Los científicos saben cómo surge la conciencia, el reconocimiento del yo. Son capaces de explicarlo desde el punto de vista evolutivo e incluso de decir cómo funciona el cerebro para hacerla efectiva. En cambio, no tienen nada claro qué es y cómo surge algo que ni siquiera consideran útil en términos evolutivos: la subjetividad.
Sobre la base de la primera idea (o, más bien, con Millás mezclando e intentando separar ambas) y jugando inútilmente y en exceso con la geografía cerebral, Juan José Millás y Juan Luis Arsuaga firman el último libro de una exitosa trilogía que nadie anunció. Si no recuerdo mal, el primer libro iba a ser el único, o esa posibilidad se insinuaba; y el segundo, el ultimo. Pero claro…
De los tres, este el más flojete. Se trasladan pocas ideas y demasiado machaconamente; además, son más complejas y difíciles de entender, aunque el motivo quizá sea que las metáforas son menos afortunadas, o más desganadas. Sin embargo, lo que el libro pierde por el lado científico lo gana por el literario, porque buena parte de su razón de ser es la divertida narración –vista a través del sentido del humor de quien la escribe, Juan José Millás- de la relación entre el antropólogo y el escritor.
La pareja sigue funcionando por oposición quijotesca: uno es el sapiens y otro el neandertal, ya lo sabemos. El primero es el científico y el segundo el romántico; uno es el osado que siempre lleva la iniciativa y el otro el apocado que se deja arrastrar; el uno es el apegado a la realidad y el otro a las musarañas; el primero ansía vivir la vida y el segundo parece preferir soñarla.
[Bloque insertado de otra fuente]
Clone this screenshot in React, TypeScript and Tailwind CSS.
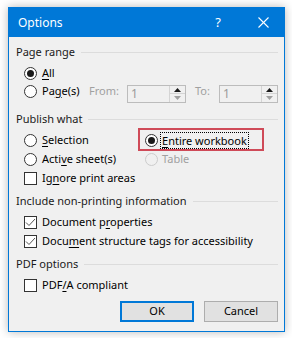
import React from "react";

const U = ({ c }: { c: string }) => <span className="underline underline-offset-[2px] decoration-[1px]">{c}</span>;

const Radio = ({ checked, disabled }: { checked?: boolean; disabled?: boolean }) => (
  <span
    className={`flex h-[13px] w-[13px] shrink-0 items-center justify-center rounded-full border ${
      disabled ? "border-[#cccccc] bg-[#f0f0f0]" : "border-[#333333] bg-white"
    }`}
  >
    {checked && <span className="h-[7px] w-[7px] rounded-full bg-[#1a1a1a]" />}
  </span>
);

const Check = ({ checked }: { checked?: boolean }) => (
  <span className="flex h-[13px] w-[13px] shrink-0 items-center justify-center border border-[#333333] bg-white">
    {checked && (
      <svg width="11" height="11" viewBox="0 0 11 11">
        <polyline points="1,5.5 4,8.5 10,2" fill="none" stroke="#555" strokeWidth="1" />
      </svg>
    )}
  </span>
);

const Header = ({ children }: { children: React.ReactNode }) => (
  <div className="flex h-[16px] items-center gap-[6px]">
    <span className="whitespace-nowrap text-[#1a1a1a]">{children}</span>
    <span className="h-px flex-1 bg-[#dcdcdc]" />
  </div>
);

const Spin = () => (
  <div className="mt-[6px] flex h-[18px] w-[59px] border border-[#bcbcbc] bg-[#f0f0f0]">
    <span className="flex-1 pl-[3px] text-[12px] leading-[16px] text-[#9a9a9a]">1</span>
    <div className="flex w-[16px] flex-col border-l border-[#d4d4d4]">
      <div className="flex h-[8px] items-center justify-center border-b border-[#d4d4d4]">
        <svg width="7" height="4" viewBox="0 0 7 4">
          <polygon points="0,4 7,4 3.5,0" fill="#1a1a1a" />
        </svg>
      </div>
      <div className="flex flex-1 items-center justify-center">
        <svg width="7" height="4" viewBox="0 0 7 4">
          <polygon points="0,0 7,0 3.5,4" fill="#a0a0a0" />
        </svg>
      </div>
    </div>
  </div>
);

export default function App() {
  return (
    <div
      className="h-[338px] w-[292px] overflow-hidden bg-white pl-[8px] pt-[7px] text-[11px] text-black"
      style={{ fontFamily: '"Noto Sans", "Open Sans", sans-serif' }}
    >
      <div className="flex h-[325px] w-[277px] flex-col border border-[#0078d7] bg-[#f0f0f0] shadow-[0_0_9px_rgba(0,0,0,0.28)]">
        {/* Title bar */}
        <div className="flex h-[29px] shrink-0 items-center bg-[#0078d7] pl-[9px] text-white">
          <span className="flex-1 text-[12px]">Options</span>
          <span className="w-[14px] text-center text-[13px]">?</span>
          <span className="ml-[31px] mr-[14px] flex w-[14px] items-center justify-center">
            <svg width="11" height="11" viewBox="0 0 11 11">
              <line x1="0.5" y1="0.5" x2="10.5" y2="10.5" stroke="white" strokeWidth="1.1" />
              <line x1="10.5" y1="0.5" x2="0.5" y2="10.5" stroke="white" strokeWidth="1.1" />
            </svg>
          </span>
        </div>

        {/* Body */}
        <div className="flex flex-1 flex-col pl-[7px] pr-[6px] pt-[7px]">
          <Header>Page range</Header>
          <div className="mt-[4px] flex flex-col pl-[8px]">
            <div className="flex h-[18px] items-center gap-[5px]">
              <Radio checked />
              <span><U c="A" />ll</span>
            </div>
            <div className="flex h-[18px] items-center">
              <Radio />
              <span className="ml-[5px] w-[47px]">Pa<U c="g" />e(s)</span>
              <span className="w-[38px] text-[#a0a0a0]">From:</span>
              <Spin />
              <span className="ml-[9px] w-[24px] text-[#a0a0a0]">To:</span>
              <Spin />
            </div>
          </div>

          <div className="mt-[11px]">
            <Header>Publish what</Header>
          </div>
          <div className="mt-[4px] grid grid-cols-[121px_1fr] pl-[8px]">
            <div className="flex h-[19px] items-center gap-[5px]">
              <Radio />
              <span><U c="S" />election</span>
            </div>
            <div className="relative flex h-[19px] items-center gap-[2px]">
              <span className="pointer-events-none absolute -bottom-[1px] -left-[7px] -top-[3px] w-[126px] border-2 border-[#cf4a58]" />
              <Radio checked />
              <span className="border border-dotted border-black px-[1px] leading-[15px]"><U c="E" />ntire workbook</span>
            </div>
            <div className="flex h-[19px] items-center gap-[5px]">
              <Radio />
              <span>Acti<U c="v" />e sheet(s)</span>
            </div>
            <div className="flex h-[19px] items-center gap-[4px]">
              <Radio disabled />
              <span className="text-[#a0a0a0]">Table</span>
            </div>
            <div className="col-span-2 flex h-[19px] items-center gap-[5px]">
              <Check />
              <span>Ig<U c="n" />ore print areas</span>
            </div>
          </div>

          <div className="mt-[5px]">
            <Header>Include non-printing information</Header>
          </div>
          <div className="mt-[4px] flex flex-col pl-[8px]">
            <div className="flex h-[19px] items-center gap-[5px]">
              <Check checked />
              <span>Document p<U c="r" />operties</span>
            </div>
            <div className="flex h-[19px] items-center gap-[5px]">
              <Check checked />
              <span>Docu<U c="m" />ent structure tags for accessibility</span>
            </div>
          </div>

          <div className="mt-[5px]">
            <Header>PDF options</Header>
          </div>
          <div className="mt-[4px] flex flex-col pl-[8px]">
            <div className="flex h-[19px] items-center gap-[5px]">
              <Check />
              <span>PDF<U c="/" />A compliant</span>
            </div>
          </div>

          <div className="mt-[6px] flex justify-end gap-[10px] pr-[0px]">
            <button className="flex h-[21px] w-[74px] items-center justify-center border-2 border-[#0078d7] bg-[#e1e1e1]">
              OK
            </button>
            <button className="flex h-[21px] w-[74px] items-center justify-center border border-[#adadad] bg-[#e1e1e1]">
              Cancel
            </button>
          </div>
        </div>
      </div>
    </div>
  );
}
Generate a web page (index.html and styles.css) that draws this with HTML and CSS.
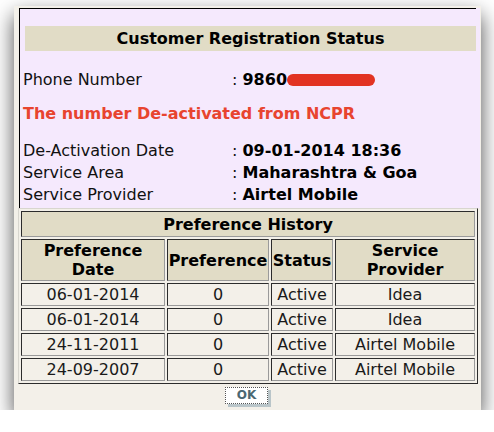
FILE: index.html
```html
<!DOCTYPE html>
<html>
<head>
<meta charset="utf-8">
<link rel="stylesheet" href="styles.css">
</head>
<body>
<div class="stage">
  <div class="dialog">
    <div class="panel">
      <div class="heading">Customer Registration Status</div>
      <div class="row phone">
        <span class="label">Phone Number</span>
        <span class="value"><span class="colon">:</span> <b>9860</b><span class="redact"></span></span>
      </div>
      <div class="alert">The number De-activated from NCPR</div>
      <div class="details">
        <div class="row">
          <span class="label">De-Activation Date</span>
          <span class="value"><span class="colon">:</span> <b>09-01-2014 18:36</b></span>
        </div>
        <div class="row">
          <span class="label">Service Area</span>
          <span class="value"><span class="colon">:</span> <b>Maharashtra &amp; Goa</b></span>
        </div>
        <div class="row">
          <span class="label">Service Provider</span>
          <span class="value"><span class="colon">:</span> <b>Airtel Mobile</b></span>
        </div>
      </div>
    </div>
    <table class="history">
      <colgroup>
        <col class="c1"><col class="c2"><col class="c3"><col class="c4">
      </colgroup>
      <tr><th colspan="4" class="title">Preference History</th></tr>
      <tr class="heads">
        <th>Preference<br>Date</th>
        <th>Preference</th>
        <th>Status</th>
        <th>Service<br>Provider</th>
      </tr>
      <tr><td>06-01-2014</td><td>0</td><td>Active</td><td>Idea</td></tr>
      <tr><td>06-01-2014</td><td>0</td><td>Active</td><td>Idea</td></tr>
      <tr><td>24-11-2011</td><td>0</td><td>Active</td><td>Airtel Mobile</td></tr>
      <tr><td>24-09-2007</td><td>0</td><td>Active</td><td>Airtel Mobile</td></tr>
    </table>
    <div class="actions">
      <button class="ok">OK</button>
    </div>
  </div>
</div>
</body>
</html>
```
FILE: styles.css
```css
html, body {
  margin: 0;
  padding: 0;
  background: #ffffff;
}
body {
  font-family: "DejaVu Sans", Verdana, sans-serif;
  font-size: 16px;
  color: #111;
}
.stage {
  padding: 6px 0 0 14px;
}
.dialog {
  width: 467px;
  height: 404px;
  box-sizing: border-box;
  background: #f3f0e9;
  box-shadow: 0 9px 20px rgba(0, 0, 0, 0.7);
  padding: 2px 1px 0 5px;
}
.panel {
  box-sizing: border-box;
  height: 200px;
  border-left: 1px solid #000;
  padding: 18px 4px 0 3px;
  background:
    linear-gradient(#000, #000) top left / calc(100% - 4px) 1px no-repeat,
    #f5e9fd;
}
.heading {
  margin-left: 2px;
  height: 25px;
  line-height: 25px;
  background: #e1dcc6;
  text-align: center;
  font-weight: bold;
  color: #000;
}
.row {
  display: grid;
  grid-template-columns: 208px 1fr;
  height: 22px;
  line-height: 23px;
}
.phone {
  margin-top: 17px;
}
.value b {
  font-weight: bold;
  color: #000;
}
.colon {
  padding-left: 1px;
}
.redact {
  display: inline-block;
  width: 88px;
  height: 12px;
  border-radius: 6px;
  background: #e23322;
  vertical-align: -1px;
}
.alert {
  margin-top: 12px;
  height: 22px;
  line-height: 23px;
  color: #e8442f;
  font-weight: bold;
}
.details {
  margin-top: 15px;
}
.history {
  margin: 0 0 0 -1px;
  width: 460px;
  border-collapse: separate;
  border-spacing: 2px;
  border: 1px solid;
  border-color: #d8d6cf #2c2c2c #2c2c2c #d8d6cf;
  table-layout: fixed;
}
.c1 { width: 144px; }
.c2 { width: 102px; }
.c3 { width: 62px; }
.c4 { width: 140px; }
.history th,
.history td {
  border: 1px solid;
  border-color: #2c2c2c #9a9a9a #9a9a9a #2c2c2c;
  padding: 0;
  text-align: center;
}
.history th {
  background: #e1dcc6;
  font-weight: bold;
  color: #000;
  line-height: 19px;
}
.history th.title {
  height: 24px;
}
.heads th {
  height: 40px;
}
.history td {
  height: 21px;
  line-height: 21px;
  color: #1a1a1a;
}
.actions {
  display: flex;
  justify-content: center;
  padding-top: 3px;
  padding-right: 6px;
}
.ok {
  width: 43px;
  height: 17px;
  padding: 0;
  background: #ffffff;
  border: 1px dotted #555;
  box-shadow: 3px 3px 0 #b9c5c9;
  font-family: "DejaVu Sans", Verdana, sans-serif;
  font-size: 12px;
  font-weight: bold;
  color: #4b6872;
  line-height: 15px;
}
```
Esta dualidad es llevada hasta el extremo por Millás. En varias ocasiones indica que no se considera amigo de Arsuaga. No habrá lector que no se pregunte cómo puede ser: tras varios libros de éxito basados en numerosos encuentros amables y entretenidos, tras infinidad de entrevistas, charlas y conferencias en ambientes relajados y con buen humor... Hay confianza entre ellos. Hay cierta compenetración. Podría decirse que hay cariño y comprensión. Pero no amistad, proclama Millás. Entender la relación entre ambos llega a robar protagonismo al débil planteamiento del origen de la conciencia, de cómo surge, de para qué sirve, de con qué se confunde y de si es posible establecer o no una relación entre ella y lo no científico.
Este último punto es clave: Arsuaga trata de explicar la conciencia desde un punto de vista científico, y a Millás le cuesta separarla de la trascendencia (es decir, de lo no constatable). En el proceso de entenderse se producen las explicaciones. El sapiens debe rebajar el nivel de su discurso, y el neandertal elevar el suyo hasta alcanzar un punto de entendimiento trasladable de modo inteligible a ese otro neandertal (¿o eslabón perdido?) que es el lector.
Millas adopta el papel de traductor incompetente que, consciente de su incapacidad, enfrenta al lector al texto original afirmando: «dicen que aquí dice que…». Un traductor, también, que opina y expresa sus dudas y desacuerdos sobre el contenido del texto original con una actitud escéptica expresada de modo humorístico. Irónico una veces, algo socarrón otras.
En el primer libro Arsuaga nos dijo, por boca de Millás, que toda evolución se justifica en la adaptación al medio o en la sexualidad (para resultar más atractivo y garantizar la procreación). En el segundo explicaron cómo condiciona la muerte la evolución, las consecuencias de la novedosa longevidad alcanzada en las últimas décadas y por qué la muerte siempre será inevitable por más que se retrase. En este tercero no veo muy claro si los autores han tenido la conciencia de que no han evolucionado ni para adaptarse a un medio con ya dos obras a cuestas ni para hacer una tercera tan seductora que justificara una cuarta; pero sí la han tenido de que tras la trabajada longevidad del éxito mercantil, no queda otra que morir.
Así termina este experimento literario, fruto de la curiosidad, entretenido, agradable, inteligente y maravillosamente escrito.
Aunque, volviendo al principio, el meollo de la vida, que es también lo que interesa al profano (pero no al científico, que no sabe cómo meterle mano) es algo que va mucho más allá de la vida, la muerte y la conciencia: es la subjetividad.